#### STATED PROBLEM:
Of all the lines in the records, how many hold the word "styles"? Answer with the number only.
※ ※ ※
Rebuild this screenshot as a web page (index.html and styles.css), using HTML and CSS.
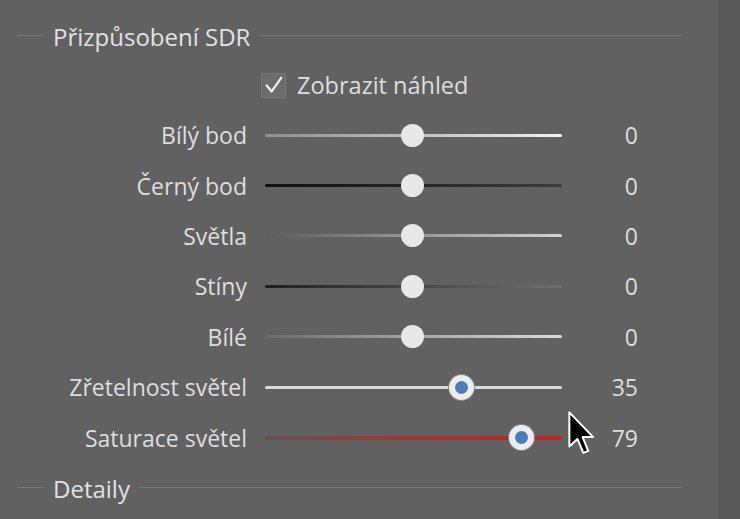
FILE: index.html
```html
<!DOCTYPE html>
<html lang="cs">
<head>
  <meta charset="UTF-8" />
  <meta name="viewport" content="width=device-width, initial-scale=1" />
  <title>Přizpůsobení SDR</title>
  <link rel="stylesheet" href="styles.css">
</head>
<body>
  <div class="window">
    <div class="panel">
      <div class="section-head">
        <span class="rule short"></span>
        <span class="section-title">Přizpůsobení SDR</span>
        <span class="rule"></span>
      </div>

      <label class="preview">
        <span class="box">
          <svg viewBox="0 0 24 24" width="22" height="22"><path d="M4 12.5 L9.5 19 L20 4" fill="none" stroke="#f2f2f2" stroke-width="2.4" stroke-linecap="round" stroke-linejoin="round"/></svg>
        </span>
        Zobrazit náhled
      </label>

      <div class="sliders">
        <div class="row">
          <span class="name">Bílý bod</span>
          <div class="track t-white"><span class="knob" style="left: 49.7%"></span></div>
          <span class="value">0</span>
        </div>
        <div class="row">
          <span class="name">Černý bod</span>
          <div class="track t-black"><span class="knob" style="left: 49.7%"></span></div>
          <span class="value">0</span>
        </div>
        <div class="row">
          <span class="name">Světla</span>
          <div class="track t-lights"><span class="knob" style="left: 49.7%"></span></div>
          <span class="value">0</span>
        </div>
        <div class="row">
          <span class="name">Stíny</span>
          <div class="track t-shadows"><span class="knob" style="left: 49.7%"></span></div>
          <span class="value">0</span>
        </div>
        <div class="row">
          <span class="name">Bílé</span>
          <div class="track t-whites"><span class="knob" style="left: 49.7%"></span></div>
          <span class="value">0</span>
        </div>
        <div class="row">
          <span class="name">Zřetelnost světel</span>
          <div class="track t-clarity"><span class="knob active" style="left: 66%"></span></div>
          <span class="value">35</span>
        </div>
        <div class="row">
          <span class="name">Saturace světel</span>
          <div class="track t-sat"><span class="knob active" style="left: 86.2%"></span></div>
          <span class="value">79</span>
          <svg class="cursor" viewBox="0 0 12 20" width="27" height="45">
            <path d="M0.6 0.6 L0.6 15.8 L4.2 12.4 L6.8 18.6 L9 17.7 L6.5 11.6 L11.2 11.6 Z" fill="#000" stroke="#fff" stroke-width="0.9" stroke-linejoin="round"/>
          </svg>
        </div>
      </div>

      <div class="section-head">
        <span class="rule short"></span>
        <span class="section-title">Detaily</span>
        <span class="rule"></span>
      </div>
    </div>
    <div class="scrollbar"></div>
  </div>
</body>
</html>
```

FILE: styles.css
```css
body {
  margin: 0;
  background: #616161;
  color: #dedede;
  font-family: 'Open Sans', 'Noto Sans', sans-serif;
  font-size: 23px;
}
.window {
  display: flex;
  height: 519px;
  overflow: hidden;
}
.panel {
  flex: 1;
  padding: 16px 36px 0 17px;
}
.scrollbar {
  width: 22px;
  background: #585858;
}
.section-head {
  display: flex;
  align-items: center;
  gap: 9px;
  height: 38px;
}
.rule {
  flex: 1;
  height: 1px;
  background: #787878;
}
.rule.short {
  flex: 0 0 27px;
}
.section-title {
  font-size: 24px;
  color: #e2e2e2;
  position: relative;
  top: 1px;
}
.preview {
  display: flex;
  align-items: center;
  gap: 11px;
  margin: 12px 0 0 244px;
  height: 38px;
  font-size: 23.5px;
}
.box {
  width: 23px;
  height: 23px;
  border: 1px solid #777;
  background: #6c6c6c;
  display: flex;
  align-items: center;
  justify-content: center;
}
.sliders {
  margin-top: 6px;
}
.row {
  display: grid;
  grid-template-columns: 230px 297px 58px;
  column-gap: 18px;
  align-items: center;
  height: 50.4px;
  position: relative;
}
.row .value {
  text-align: right;
}
.name {
  text-align: right;
}
.track {
  position: relative;
  height: 3px;
  border-radius: 2px;
}
.knob {
  position: absolute;
  top: 50%;
  width: 23px;
  height: 23px;
  margin: -11.5px 0 0 -11.5px;
  border-radius: 50%;
  background: #e8e8e8;
  box-sizing: border-box;
}
.knob.active {
  width: 25px;
  height: 25px;
  margin: -12.5px 0 0 -12.5px;
  border: 6px solid #ededed;
  background: #4d7db8;
  box-shadow: 0 0 0 1px #8a8a8a;
}
.t-white { background: linear-gradient(to right, #8e8e8e, #f2f2f2); }
.t-black { background: linear-gradient(to right, #101010, #3c3c3c); }
.t-lights { background: linear-gradient(to right, #5c5c5c, #d2d2d2); }
.t-shadows { background: linear-gradient(to right, #1e1e1e, #707070); }
.t-whites { background: linear-gradient(to right, #6c6c6c, #dcdcdc); }
.t-clarity { background: #dadada; }
.t-sat {
  height: 4px;
  background: linear-gradient(to right, #6a5050, #9e3434 50%, #c42222);
}
.cursor {
  position: absolute;
  left: 551px;
  top: -1px;
}
.section-head:last-child {
  margin-top: 6px;
}
```
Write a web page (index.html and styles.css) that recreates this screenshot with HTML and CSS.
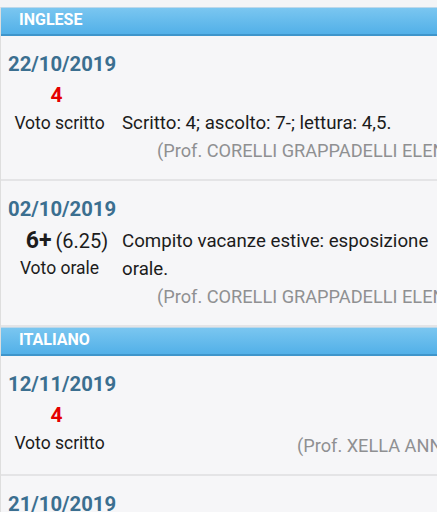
FILE: index.html
```html
<!DOCTYPE html>
<html lang="it">
<head>
<meta charset="utf-8">
<title>Voti</title>
<link rel="stylesheet" href="styles.css">
</head>
<body>
<div class="top-strip"></div>
<div class="list">
  <div class="subject">INGLESE</div>

  <div class="entry">
    <div class="date">22/10/2019</div>
    <div class="body">
      <div class="left">
        <div class="grade grade-single"><span class="mark red">4</span></div>
        <div class="type">Voto scritto</div>
      </div>
      <div class="right offset">
        <div class="desc">Scritto: 4; ascolto: 7-; lettura: 4,5.</div>
        <div class="prof prof-long">(Prof. CORELLI GRAPPADELLI ELENA)</div>
      </div>
    </div>
  </div>

  <div class="entry">
    <div class="date">02/10/2019</div>
    <div class="body">
      <div class="left">
        <div class="grade grade-wide"><span class="mark mark-big">6+</span> <span class="avg">(6.25)</span></div>
        <div class="type">Voto orale</div>
      </div>
      <div class="right">
        <div class="desc">Compito vacanze estive: esposizione orale.</div>
        <div class="prof prof-long">(Prof. CORELLI GRAPPADELLI ELENA)</div>
      </div>
    </div>
  </div>

  <div class="subject">ITALIANO</div>

  <div class="entry">
    <div class="date">12/11/2019</div>
    <div class="body">
      <div class="left">
        <div class="grade grade-single"><span class="mark red">4</span></div>
        <div class="type">Voto scritto</div>
      </div>
      <div class="right offset-empty">
        <div class="prof prof-short">(Prof. XELLA ANNA)</div>
      </div>
    </div>
  </div>

  <div class="entry">
    <div class="date">21/10/2019</div>
  </div>
</div>
</body>
</html>
```

FILE: styles.css
```css
html, body {
  margin: 0;
  padding: 0;
}

body {
  width: 437px;
  height: 512px;
  overflow: hidden;
  background: #f6f6f8;
  font-family: Roboto, "Noto Sans", Arial, sans-serif;
  color: #1c1c1c;
}

.top-strip {
  height: 7px;
  background: #f3f4f6;
}

.list {
  border-left: 1px solid #dedede;
}

.subject {
  box-sizing: border-box;
  height: 29px;
  padding: 2px 0 0 18px;
  border-top: 1px solid #bcd8ea;
  border-bottom: 2px solid #3e95cb;
  background: linear-gradient(#7ac6f0, #52b0e8);
  color: #ffffff;
  font-weight: bold;
  font-size: 16px;
  line-height: 20px;
}

.entry {
  padding: 15px 0 14px 0;
  border-bottom: 2px solid #e4e4e6;
}

.date {
  padding-left: 7px;
  font-size: 20.3px;
  line-height: 26px;
  font-weight: bold;
  color: #3b6f90;
}

.body {
  display: grid;
  grid-template-columns: 117px 1fr;
  column-gap: 4px;
  margin-top: 5px;
}

.left {
  text-align: center;
}

.grade {
  height: 27px;
  line-height: 27px;
  white-space: nowrap;
}

.grade-single {
  padding-right: 6px;
}

.grade-wide {
  padding-left: 15px;
}

.mark {
  font-size: 21px;
  font-weight: bold;
}

.mark-big {
  font-size: 23px;
}

.red {
  color: #e50000;
}

.avg {
  font-size: 20px;
}

.type {
  font-size: 17.5px;
  line-height: 28px;
}

.right {
  min-width: 0;
  line-height: 28px;
}

.desc {
  font-size: 18.7px;
}

.offset {
  padding-top: 27px;
}

.offset-empty {
  padding-top: 30px;
}

.prof {
  font-size: 18.2px;
  white-space: nowrap;
  overflow: hidden;
  color: #8f9092;
}

.prof-long {
  padding-left: 35px;
}

.prof-short {
  padding-left: 175px;
}
```
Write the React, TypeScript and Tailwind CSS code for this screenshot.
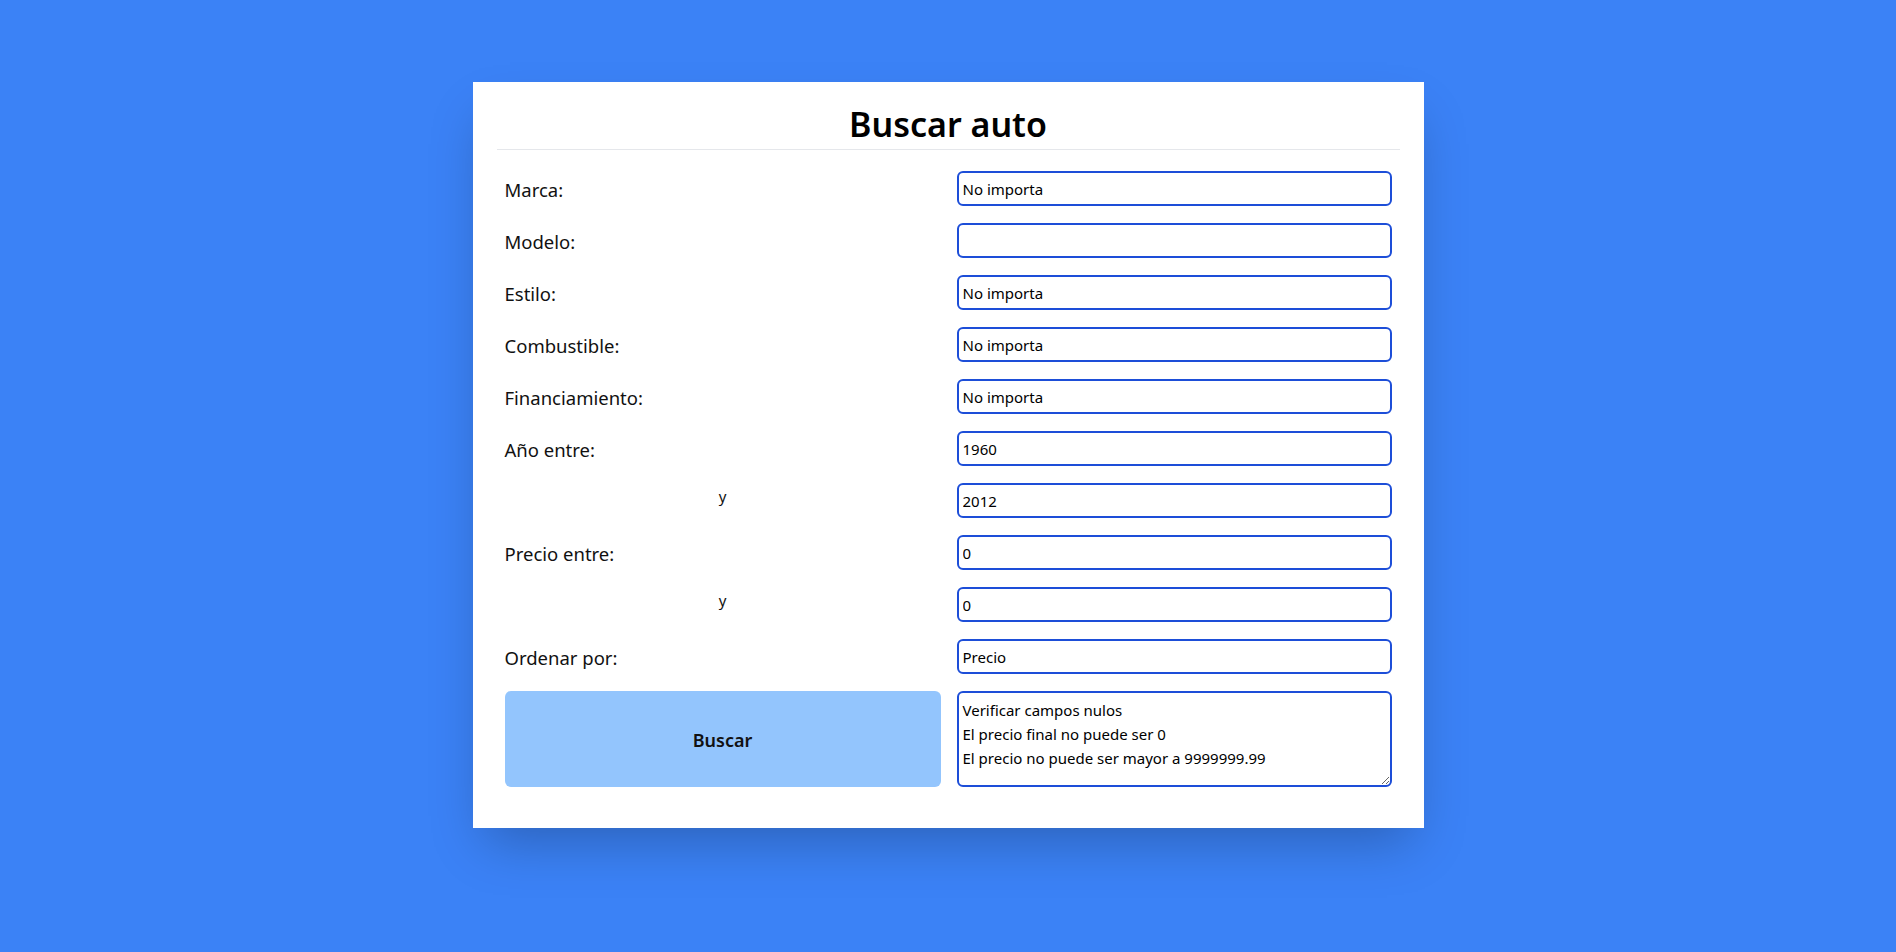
import React from "react";

const rows: { label: string; value: string; small?: boolean }[] = [
  { label: "Marca:", value: "No importa" },
  { label: "Modelo:", value: "" },
  { label: "Estilo:", value: "No importa" },
  { label: "Combustible:", value: "No importa" },
  { label: "Financiamiento:", value: "No importa" },
  { label: "Año entre:", value: "1960" },
  { label: "y", value: "2012", small: true },
  { label: "Precio entre:", value: "0" },
  { label: "y", value: "0", small: true },
  { label: "Ordenar por:", value: "Precio" },
];

export default function App() {
  return (
    <div className="min-h-screen bg-[#3b82f6] pt-[82px] pb-10 font-['Noto_Sans',sans-serif] text-[#111]">
      <div className="mx-auto w-[951px] bg-white px-6 pb-[41px] shadow-2xl">
        <div className="flex h-[68px] items-end justify-center border-b border-[#e5e7eb] pb-[0px]">
          <h1 className="text-[34px] font-semibold leading-[50px] text-black">Buscar auto</h1>
        </div>
        <div className="grid grid-cols-[436px_435px] gap-x-4 gap-y-[17px] px-2 pt-[21px]">
          {rows.map((r, i) => (
            <React.Fragment key={i}>
              {r.small ? (
                <div className="h-[35px] pt-[1px] text-center text-[15px] leading-6">{r.label}</div>
              ) : (
                <div className="flex h-[35px] items-center pt-[2px] text-[18.5px]">{r.label}</div>
              )}
              <input
                type="text"
                defaultValue={r.value}
                className="h-[35px] w-full rounded-md border-2 border-[#1d4ed8] bg-white px-1 text-[15px] text-black outline-none"
              />
            </React.Fragment>
          ))}
          <button className="h-[96px] rounded-md bg-[#93c5fd] pt-[2px] text-[18px] font-semibold text-[#111]">
            Buscar
          </button>
          <textarea
            readOnly
            defaultValue={"Verificar campos nulos\nEl precio final no puede ser 0\nEl precio no puede ser mayor a 9999999.99"}
            className="h-[96px] w-full rounded-md border-2 border-[#1d4ed8] px-1 pt-[5px] pb-0 text-[15px] leading-6 text-black outline-none"
          />
        </div>
      </div>
    </div>
  );
}
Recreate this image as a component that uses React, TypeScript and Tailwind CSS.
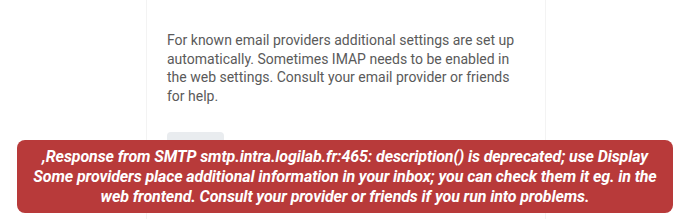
※ ※ ※
#### ANSWER TO THIS PROBLEM:
6